**TO DO:** Find the lines holding "styles" and copy them.

**DATA EXCERPT:**
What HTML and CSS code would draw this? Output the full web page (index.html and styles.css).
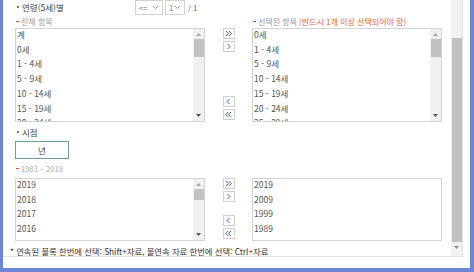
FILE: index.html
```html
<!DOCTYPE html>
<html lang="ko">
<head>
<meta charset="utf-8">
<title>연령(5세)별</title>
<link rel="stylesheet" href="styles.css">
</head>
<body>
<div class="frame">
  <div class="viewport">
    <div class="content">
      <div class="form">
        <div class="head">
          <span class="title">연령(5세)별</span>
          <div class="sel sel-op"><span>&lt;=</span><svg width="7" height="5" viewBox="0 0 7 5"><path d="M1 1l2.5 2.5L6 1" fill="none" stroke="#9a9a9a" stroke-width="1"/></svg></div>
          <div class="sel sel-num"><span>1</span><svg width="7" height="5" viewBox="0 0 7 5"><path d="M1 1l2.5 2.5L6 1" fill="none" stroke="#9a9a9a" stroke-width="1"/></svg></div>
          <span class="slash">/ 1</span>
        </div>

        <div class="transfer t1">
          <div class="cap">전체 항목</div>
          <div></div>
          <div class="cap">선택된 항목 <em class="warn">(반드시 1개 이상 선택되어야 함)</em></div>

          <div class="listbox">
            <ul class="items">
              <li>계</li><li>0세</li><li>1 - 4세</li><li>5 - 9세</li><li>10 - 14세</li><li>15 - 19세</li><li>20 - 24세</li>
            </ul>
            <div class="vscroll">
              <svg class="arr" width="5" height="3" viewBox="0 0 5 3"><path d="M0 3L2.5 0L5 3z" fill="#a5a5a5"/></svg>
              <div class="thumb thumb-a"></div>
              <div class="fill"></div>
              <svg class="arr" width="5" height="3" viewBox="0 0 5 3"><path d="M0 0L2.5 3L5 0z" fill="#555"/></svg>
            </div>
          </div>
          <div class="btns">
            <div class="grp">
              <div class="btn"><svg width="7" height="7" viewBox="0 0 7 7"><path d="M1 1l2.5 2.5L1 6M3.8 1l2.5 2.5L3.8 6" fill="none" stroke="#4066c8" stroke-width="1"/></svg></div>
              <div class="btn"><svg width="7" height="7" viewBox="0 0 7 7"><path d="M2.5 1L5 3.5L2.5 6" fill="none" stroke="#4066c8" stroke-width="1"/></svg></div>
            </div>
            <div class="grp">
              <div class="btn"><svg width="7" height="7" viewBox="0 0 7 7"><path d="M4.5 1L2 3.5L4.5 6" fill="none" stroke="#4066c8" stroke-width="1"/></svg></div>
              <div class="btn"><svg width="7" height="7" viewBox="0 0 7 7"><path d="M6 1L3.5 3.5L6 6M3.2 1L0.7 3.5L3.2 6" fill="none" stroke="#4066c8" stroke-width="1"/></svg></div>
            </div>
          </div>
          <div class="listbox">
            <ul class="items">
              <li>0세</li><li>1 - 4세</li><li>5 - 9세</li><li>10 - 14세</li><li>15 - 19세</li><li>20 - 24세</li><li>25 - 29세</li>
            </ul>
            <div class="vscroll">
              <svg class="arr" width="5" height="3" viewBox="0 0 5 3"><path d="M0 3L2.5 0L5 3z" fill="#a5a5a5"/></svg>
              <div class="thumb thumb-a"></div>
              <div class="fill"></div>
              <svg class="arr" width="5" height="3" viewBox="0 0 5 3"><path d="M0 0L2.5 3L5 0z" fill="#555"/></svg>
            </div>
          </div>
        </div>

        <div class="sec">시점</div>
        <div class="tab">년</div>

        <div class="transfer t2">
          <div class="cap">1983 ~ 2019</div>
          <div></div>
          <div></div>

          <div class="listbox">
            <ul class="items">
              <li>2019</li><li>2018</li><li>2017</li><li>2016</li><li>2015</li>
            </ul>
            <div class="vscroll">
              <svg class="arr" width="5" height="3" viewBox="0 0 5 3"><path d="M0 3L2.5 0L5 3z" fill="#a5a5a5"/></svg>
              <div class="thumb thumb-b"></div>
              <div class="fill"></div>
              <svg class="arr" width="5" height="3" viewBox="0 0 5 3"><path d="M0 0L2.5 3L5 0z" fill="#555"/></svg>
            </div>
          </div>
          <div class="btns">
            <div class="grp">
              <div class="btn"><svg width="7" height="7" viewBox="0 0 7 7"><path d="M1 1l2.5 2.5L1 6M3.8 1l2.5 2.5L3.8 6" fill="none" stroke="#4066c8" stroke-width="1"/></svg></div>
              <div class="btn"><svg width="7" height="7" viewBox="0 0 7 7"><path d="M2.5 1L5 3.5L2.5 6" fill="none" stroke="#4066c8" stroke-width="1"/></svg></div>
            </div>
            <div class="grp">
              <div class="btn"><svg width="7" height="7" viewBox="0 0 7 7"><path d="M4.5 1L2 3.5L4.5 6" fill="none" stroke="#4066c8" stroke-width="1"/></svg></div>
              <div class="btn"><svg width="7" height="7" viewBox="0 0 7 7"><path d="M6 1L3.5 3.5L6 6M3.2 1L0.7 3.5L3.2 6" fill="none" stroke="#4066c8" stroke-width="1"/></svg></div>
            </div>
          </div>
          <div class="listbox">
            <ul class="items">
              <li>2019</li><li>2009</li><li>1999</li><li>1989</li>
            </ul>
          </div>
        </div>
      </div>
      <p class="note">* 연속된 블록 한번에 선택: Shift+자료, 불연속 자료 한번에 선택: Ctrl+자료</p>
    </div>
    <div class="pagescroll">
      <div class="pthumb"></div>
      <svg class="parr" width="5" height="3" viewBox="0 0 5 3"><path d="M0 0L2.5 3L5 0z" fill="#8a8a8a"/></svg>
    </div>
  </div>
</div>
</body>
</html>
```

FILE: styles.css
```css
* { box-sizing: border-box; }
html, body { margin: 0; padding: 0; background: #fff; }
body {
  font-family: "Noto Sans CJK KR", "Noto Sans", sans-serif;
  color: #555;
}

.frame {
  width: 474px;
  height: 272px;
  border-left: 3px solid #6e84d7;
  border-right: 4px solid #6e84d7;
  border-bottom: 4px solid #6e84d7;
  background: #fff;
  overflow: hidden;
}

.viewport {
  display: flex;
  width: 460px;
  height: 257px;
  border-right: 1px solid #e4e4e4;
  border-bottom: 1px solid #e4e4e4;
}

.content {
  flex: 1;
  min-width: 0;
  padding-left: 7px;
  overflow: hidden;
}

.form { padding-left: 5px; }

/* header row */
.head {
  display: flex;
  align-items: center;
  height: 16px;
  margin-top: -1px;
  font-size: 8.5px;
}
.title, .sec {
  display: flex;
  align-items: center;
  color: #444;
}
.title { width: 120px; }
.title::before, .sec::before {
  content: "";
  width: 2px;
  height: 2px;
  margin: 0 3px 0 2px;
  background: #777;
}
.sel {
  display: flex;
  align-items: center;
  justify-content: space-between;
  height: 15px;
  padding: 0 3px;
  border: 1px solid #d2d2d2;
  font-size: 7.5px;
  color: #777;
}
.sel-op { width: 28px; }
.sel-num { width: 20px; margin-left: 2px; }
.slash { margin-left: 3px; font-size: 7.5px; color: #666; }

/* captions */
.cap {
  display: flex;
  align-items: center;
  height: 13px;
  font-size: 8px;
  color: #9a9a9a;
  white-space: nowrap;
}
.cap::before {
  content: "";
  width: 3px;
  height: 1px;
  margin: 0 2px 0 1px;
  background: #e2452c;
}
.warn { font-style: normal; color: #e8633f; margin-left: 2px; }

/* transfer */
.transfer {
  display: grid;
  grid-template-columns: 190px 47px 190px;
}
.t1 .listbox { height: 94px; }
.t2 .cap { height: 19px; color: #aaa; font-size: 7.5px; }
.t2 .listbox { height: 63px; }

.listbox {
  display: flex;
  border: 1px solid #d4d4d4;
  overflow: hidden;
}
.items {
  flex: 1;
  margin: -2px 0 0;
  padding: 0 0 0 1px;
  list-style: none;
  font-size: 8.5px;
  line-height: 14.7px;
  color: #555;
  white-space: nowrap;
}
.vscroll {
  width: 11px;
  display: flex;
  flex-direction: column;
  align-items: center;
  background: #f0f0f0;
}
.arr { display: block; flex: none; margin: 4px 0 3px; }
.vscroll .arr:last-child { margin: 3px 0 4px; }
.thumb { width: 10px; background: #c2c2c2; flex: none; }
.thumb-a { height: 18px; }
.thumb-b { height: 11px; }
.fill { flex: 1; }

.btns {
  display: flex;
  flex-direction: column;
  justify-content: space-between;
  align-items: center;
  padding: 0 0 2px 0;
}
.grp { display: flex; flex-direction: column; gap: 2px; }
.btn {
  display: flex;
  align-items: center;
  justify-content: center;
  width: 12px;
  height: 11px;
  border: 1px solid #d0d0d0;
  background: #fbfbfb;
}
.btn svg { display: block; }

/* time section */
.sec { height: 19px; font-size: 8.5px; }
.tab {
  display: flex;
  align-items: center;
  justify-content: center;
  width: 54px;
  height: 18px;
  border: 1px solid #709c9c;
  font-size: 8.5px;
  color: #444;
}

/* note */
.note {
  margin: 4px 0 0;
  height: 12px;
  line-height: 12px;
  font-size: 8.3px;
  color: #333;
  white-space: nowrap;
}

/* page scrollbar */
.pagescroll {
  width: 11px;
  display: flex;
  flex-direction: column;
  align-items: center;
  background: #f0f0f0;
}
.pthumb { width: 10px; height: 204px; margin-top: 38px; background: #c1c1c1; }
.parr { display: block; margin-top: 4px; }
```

**TASK RESULT:**
What HTML and CSS code would draw this? Output the full web page (index.html and styles.css).
<link rel="stylesheet" href="styles.css">
FILE: styles.css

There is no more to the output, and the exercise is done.